Rather I suspect that the Church has been tempted by this formation to see itself as performing a function for the nation rather than as serving the divine kingdom. There are conservative and radical versions of this: either providing a force for cohesion, continuity and law-abidingness or a “prophetic” voice of social criticism. Both of these have their place but I think they sometimes substitute for the central task of the church.

This is the proclamation of Christ’s rule, of the coming of the Kingdom of God, a Kingdom without boundaries and recognising no national differences. A kingdom in which sin and death are vanquished rather than ameliorated or accommodated.

This is in flat contradiction to a Church coterminous with a state or a nation. The Kingdom we serve has no end and no limit.

That’s one of the strengths of Congregationalism. By saying the local congregation is a complete instance of the universal church it is able to avoid any hint of the idea so strong in the history of Scottish Presbyterianism of the holy nation. The Scots Confession (and this is one of the few times I think Barth got something completely wrong) is a much worse document than the Westminster Confession (and that itself is far from perfect) because of the greater prominence in it of the idea of Scotland as the new Israel.

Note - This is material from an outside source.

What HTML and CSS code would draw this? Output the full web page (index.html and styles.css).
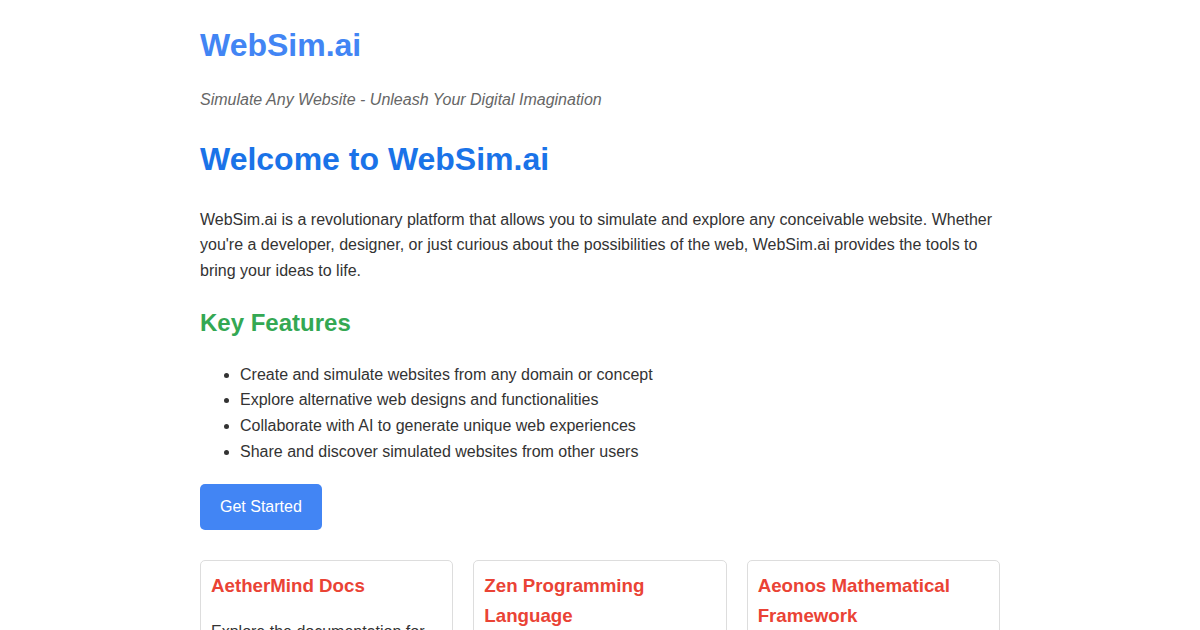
FILE: index.html
```html
<!DOCTYPE html>
<html lang="en">
<head>
<meta charset="utf-8">
<title>WebSim.ai</title>
<link rel="stylesheet" href="styles.css">
</head>
<body>
<div class="container">
  <header class="site-header">
    <div class="logo">WebSim.ai</div>
    <p class="tagline">Simulate Any Website - Unleash Your Digital Imagination</p>
  </header>
  <main>
    <h1 class="title">Welcome to WebSim.ai</h1>
    <p class="intro">WebSim.ai is a revolutionary platform that allows you to simulate and explore any conceivable website. Whether you're a developer, designer, or just curious about the possibilities of the web, WebSim.ai provides the tools to bring your ideas to life.</p>
    <h2 class="section-title">Key Features</h2>
    <ul class="features">
      <li>Create and simulate websites from any domain or concept</li>
      <li>Explore alternative web designs and functionalities</li>
      <li>Collaborate with AI to generate unique web experiences</li>
      <li>Share and discover simulated websites from other users</li>
    </ul>
    <div class="cta"><a class="btn" href="#">Get Started</a></div>
    <div class="cards">
      <div class="card">
        <h3 class="card-title">AetherMind Docs</h3>
        <p class="card-text">Explore the documentation for AetherMind, an advanced AI framework.</p>
      </div>
      <div class="card">
        <h3 class="card-title">Zen Programming Language</h3>
        <p class="card-text">Discover a programming language built around simplicity and calm.</p>
      </div>
      <div class="card">
        <h3 class="card-title">Aeonos Mathematical Framework</h3>
        <p class="card-text">Dive into a framework for exploring timeless mathematical ideas.</p>
      </div>
    </div>
  </main>
</div>
</body>
</html>
```
FILE: styles.css
```css
html, body {
  margin: 0;
  padding: 0;
  background: #fff;
}
body {
  font-family: "Liberation Sans", Arial, sans-serif;
  font-size: 16px;
  line-height: 1.6;
  color: #333;
}
.container {
  max-width: 800px;
  margin: 0 auto;
  padding: 20px;
}
.logo {
  font-size: 32px;
  font-weight: bold;
  color: #4285f4;
}
.tagline {
  font-style: italic;
  color: #666;
  margin: 16px 0;
}
.title {
  font-size: 32px;
  color: #1a73e8;
  margin: 21.44px 0;
}
.intro {
  margin: 16px 0;
}
.section-title {
  font-size: 24px;
  color: #34a853;
  margin: 19.92px 0;
}
.features {
  margin: 16px 0;
  padding-left: 40px;
}
.cta {
  margin: 20px 0 30px;
}
.btn {
  display: inline-block;
  background: #4285f4;
  color: #fff;
  text-decoration: none;
  padding: 10px 20px;
  border-radius: 5px;
}
.cards {
  display: grid;
  grid-template-columns: repeat(3, 1fr);
  gap: 20px;
}
.card {
  border: 1px solid #ddd;
  border-radius: 5px;
  padding: 10px;
}
.card-title {
  font-size: 18.72px;
  color: #ea4335;
  margin: 0 0 18.72px;
}
.card-text {
  margin: 0;
}
```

The national church is an idea with some good aspects but overall is disastrously bad. I’m constantly bewildered when I come across Church of Scotland people whose idea of their ministry is dominated by service to their parish (especially in the provision of funerals and to a lesser extent weddings). Weddings in particular are first and foremost a state activity (as becomes clearer and clearer, this is a subject for another time) and ministers conduct them as agents of the state. Funerals, too, are increasingly devoid of Christian content and approximate to a ceremony of civil religion.

By focussing too much attention on these activities we run the risk of losing sight of what Jesus set out as his programme, the proclamation of the good news of the kingdom.